The National Cyber Security Policy envisages requirement of about five lakh information security professionals. However, according to a report, there are less 500 hundred such people in the government. The Department of Information Technology had prepared curriculum for B.Tech and M.Tech in Information Security few years ago. This should be implemented immediately.

Glamorization of hacking has caused skew in the availability of information professionals. Most of the youngsters are pursuing so called ethical hacking courses. However, there is an equal need for professionals in log analysis, cyber forensics, application security, website security, network security, malware analysis, artifact analysis, cyber lawyers, incident handlers, risk analysts and information security auditors.

There can be no effective cyber security without effective tools and techniques. Presently, most of the information security providers use freeware cyber security tools and such freeware have their own limitations. The paid versions cost few lakhs of rupees and there are no Indian tools. CDAC, Thiruvananthapuram, had developed cyber forensic tools but over a period of time, it is not able to catch up with the changing technology.

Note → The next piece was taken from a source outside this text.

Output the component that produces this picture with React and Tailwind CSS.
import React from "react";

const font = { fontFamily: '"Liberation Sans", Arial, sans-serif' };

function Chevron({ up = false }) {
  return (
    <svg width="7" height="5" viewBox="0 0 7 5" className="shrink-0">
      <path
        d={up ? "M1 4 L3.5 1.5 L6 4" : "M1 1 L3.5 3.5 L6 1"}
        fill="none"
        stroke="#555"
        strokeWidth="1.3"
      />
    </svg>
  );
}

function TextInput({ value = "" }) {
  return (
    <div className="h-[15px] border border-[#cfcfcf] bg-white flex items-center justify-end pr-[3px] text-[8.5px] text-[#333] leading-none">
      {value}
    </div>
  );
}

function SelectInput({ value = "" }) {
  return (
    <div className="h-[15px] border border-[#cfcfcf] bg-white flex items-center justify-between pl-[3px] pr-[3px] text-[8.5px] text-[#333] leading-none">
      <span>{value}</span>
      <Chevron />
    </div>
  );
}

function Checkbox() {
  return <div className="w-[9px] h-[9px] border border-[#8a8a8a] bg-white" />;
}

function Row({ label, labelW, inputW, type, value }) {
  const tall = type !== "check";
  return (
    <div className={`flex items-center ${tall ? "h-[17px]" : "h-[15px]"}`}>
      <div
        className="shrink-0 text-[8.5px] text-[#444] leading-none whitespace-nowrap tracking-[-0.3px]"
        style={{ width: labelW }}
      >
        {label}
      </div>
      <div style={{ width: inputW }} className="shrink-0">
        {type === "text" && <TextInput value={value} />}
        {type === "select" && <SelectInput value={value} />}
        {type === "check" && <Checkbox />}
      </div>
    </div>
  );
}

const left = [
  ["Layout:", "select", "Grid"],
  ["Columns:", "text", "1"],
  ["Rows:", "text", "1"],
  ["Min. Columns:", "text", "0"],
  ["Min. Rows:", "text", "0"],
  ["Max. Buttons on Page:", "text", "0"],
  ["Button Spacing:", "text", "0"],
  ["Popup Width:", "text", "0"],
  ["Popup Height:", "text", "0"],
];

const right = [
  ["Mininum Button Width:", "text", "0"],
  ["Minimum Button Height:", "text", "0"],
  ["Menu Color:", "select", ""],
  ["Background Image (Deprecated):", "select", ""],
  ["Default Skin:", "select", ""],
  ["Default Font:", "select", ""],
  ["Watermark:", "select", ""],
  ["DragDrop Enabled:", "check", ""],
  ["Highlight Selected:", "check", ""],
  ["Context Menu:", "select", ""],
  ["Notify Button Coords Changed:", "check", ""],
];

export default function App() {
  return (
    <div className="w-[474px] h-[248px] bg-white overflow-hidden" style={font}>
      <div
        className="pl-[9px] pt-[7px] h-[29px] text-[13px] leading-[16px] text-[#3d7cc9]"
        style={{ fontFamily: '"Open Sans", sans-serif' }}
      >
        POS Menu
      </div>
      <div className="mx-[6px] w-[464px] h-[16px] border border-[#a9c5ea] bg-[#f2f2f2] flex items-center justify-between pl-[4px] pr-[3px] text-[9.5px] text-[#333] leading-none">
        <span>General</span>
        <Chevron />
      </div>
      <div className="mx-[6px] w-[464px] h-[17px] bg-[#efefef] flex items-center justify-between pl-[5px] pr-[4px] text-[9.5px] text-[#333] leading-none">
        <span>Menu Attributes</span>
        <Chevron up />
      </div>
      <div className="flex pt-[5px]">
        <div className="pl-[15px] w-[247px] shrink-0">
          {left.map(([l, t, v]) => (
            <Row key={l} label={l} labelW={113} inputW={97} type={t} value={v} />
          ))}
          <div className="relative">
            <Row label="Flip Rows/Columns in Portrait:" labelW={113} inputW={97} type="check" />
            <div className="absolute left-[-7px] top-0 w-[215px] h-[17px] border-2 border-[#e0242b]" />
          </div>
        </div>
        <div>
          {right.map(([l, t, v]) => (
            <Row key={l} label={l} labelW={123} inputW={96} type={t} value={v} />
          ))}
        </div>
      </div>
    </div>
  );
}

If India desires to create its own Twitter or Facebook equivalent websites (which Big Adda and many such sites attempted), then it is critical that Indian languages are used extensively. There are no good software for voice to text and text to voice and handwriting recognition for Indian language. Presently Indian languages have keyboards which are similar to English keyboard, these keyboards are not intuitive to Indians and they have to think in local language than its equivalent English language and once again local language. This is not only a deterrence in use of computer by rural population but also will cause the death of Indian Languages. It must be noted that Indian languages have structured alphabet unlike languages based on Roman script. Hence they are more adaptable to the computer. Despite this fact, there is hardly any spell check and grammar check software for Indian languages. It must be noted that presently the fastest growing languages on the internet are Arabic and simplified Chinese language.

Without denying the fact that India needs surveillance and offensive capabilities in cyberspace, there is far more urgent need to build defenses. Without securing own information infrastructure critical as well as not so critical, it will be suicidal to launch any kind of cyber offensive. It must be noted with great concern that India was 3rd most infected country by Stuxnet. Any cyber weapon such as Stuxnet can bring our manufacturing industry to a grinding halt including defense equipment manufacturing industry within minutes.

Most of the controlling systems of the Internet are under the control of the US government. India should join hands with other countries to get these servers out of the positive control of US government. Similarly, India should proactively participate in various Internet governance bodies (if a Babu cannot go, then nobody should go attitude must be curtailed). China has healthy presence in governing boards of such bodies. In fact, one of the significant share holders of Facebook is a person from Hong Kong.

There are far too many facets to information security than just surveillance and none of them can be left behind. It is therefore necessary that the mechanism of National Information Board should be revived. Some may say that National Information Board is too big and unwieldy and it is difficult to get so many Secretary rank officers together. However, it must be noted that this was an effective and functional organization under previous National Security Advisors Mr Brijesh Mishra as well as Mr. J N Dixit.